Umgang der Gesellschaft mit (sexualisierter) Gewalt

Liebes Lage-Team

Wegen euerer Berichterstattung zum Thema der Verfolgung von Kindesmissbrauchsdarstellungen fühle ich mich an meine Vergangenheit erinnert.

Zuerst einmal zu eurem Beitrag: Nach dem Hören des Interviews war ich regelrecht schockiert. Mir war nicht bewusst, dass die Ermittlungsbehörden diese Arten von Straftaten so stark vernachlässigen. Vielen Dank für diese Aufklärung!

Jetzt zu meinem Thema: Ich bin selbst Opfer sexueller Gewalt. Mit 12 Jahren bin ich von einem Fremden in einem Park vergewaltigt worden. So schlimm diese Tat für mich war, sind es heute nach fast 30 Jahren andere Punkte, die mich viel stärker belasten und prägen. Einige Personen aus meinem Umfeld sind extrem verletzend mit der Vergewaltigung umgegangen. Ich habe damals bestimmt nicht alles mitbekommen, doch zwei Situationen sind immer noch präsent und bereiten mir regelmäßig Probleme

  • Kurz nach der Tat kam eine Nachbarin und gute Bekannte meiner Eltern zu mir und fragte mich, warum ich denn mit dem Mann mitgegangen sei. Da hört sich zunächst nach einer „normalen“ Frage an, hatte für mich aber eine ganz andere Dimension, da mir dadurch das Gefühl gegeben wurde, als sei ich schuld an der Tat, weil ich zu dumm war. Natürlich habe ich mir diese Frage auch oft genug selbst gestellt.
  • Ein damals guter Freund wollte irgendetwas von mir (ich kann mich nicht mehr daran erinnern was). Als ich ihm dabei nicht helfen wollte kam als Antwort: „Wenn du das nicht machst, dann erzähle ich allen ich der Schule davon“. Naja, ich denke das brauch ich nicht weiter zu erläutern.

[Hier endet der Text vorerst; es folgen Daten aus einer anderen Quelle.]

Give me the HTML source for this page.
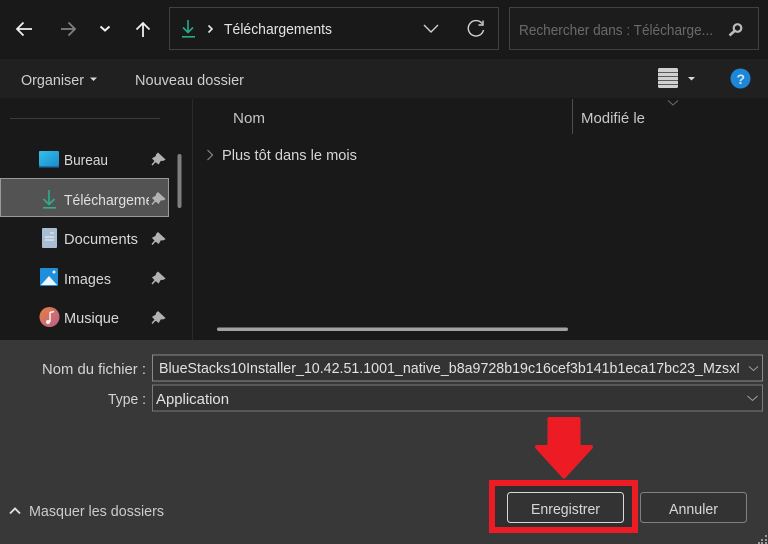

Diese zwei Situationen sind mir erst deutlich später bewusst geworden - wahrscheinlich erst nach Jahren - und haben im Nachhinein mein Vertrauen in andere Personen verändert.

Anderes Thema: Vor zwei Jahren habe ich auf einer Einkaufsstraße aus einem geöffneten Fenster Schreie von einer Frau und Schlaggeräusche gehört. Zunächst habe ich gerufen, was dort los sei. Ein Mann steckte seinen Kopf zum Fenster heraus und meinte ich solle „die Schnauze halten“, dann ging es weiter. Ich habe dann sofort die Polizei gerufen. Das merkwürdige war, dass mindestens zehn weitere Personen auf der Straße standen (direkt gegenüber des Hauses war eine Pizzeria) und sich die Situation angeschaut haben, ohne etwas zu unternehmen. So wird das leider nichts mit einer besseren Gesellschaft!

Zum Schluss: Erst Zwanzig Jahre nach der Tat war ich bereit mich einer psychologischen Behandlung zu stellen, da sich zunehmend depressionsähnliche Zustände bei mir zeigten. Der Psychologe konnte mit zum Glück sehr gut helfen. Der Täter wurde nie gefasst, ich konnte zwar jemanden in einer Kartei erkennen, daraus wurde aber aus unbekannten Gründen nichts.

Ich bin der festen Überzeugung, dass es viele Menschen mit ähnlichen Erfahrungen gibt. Was hat sich in den letzten Jahrzehnten getan, um die Menschen auf einen besseren Umgang mit egal welcher Gewalt einzustellen?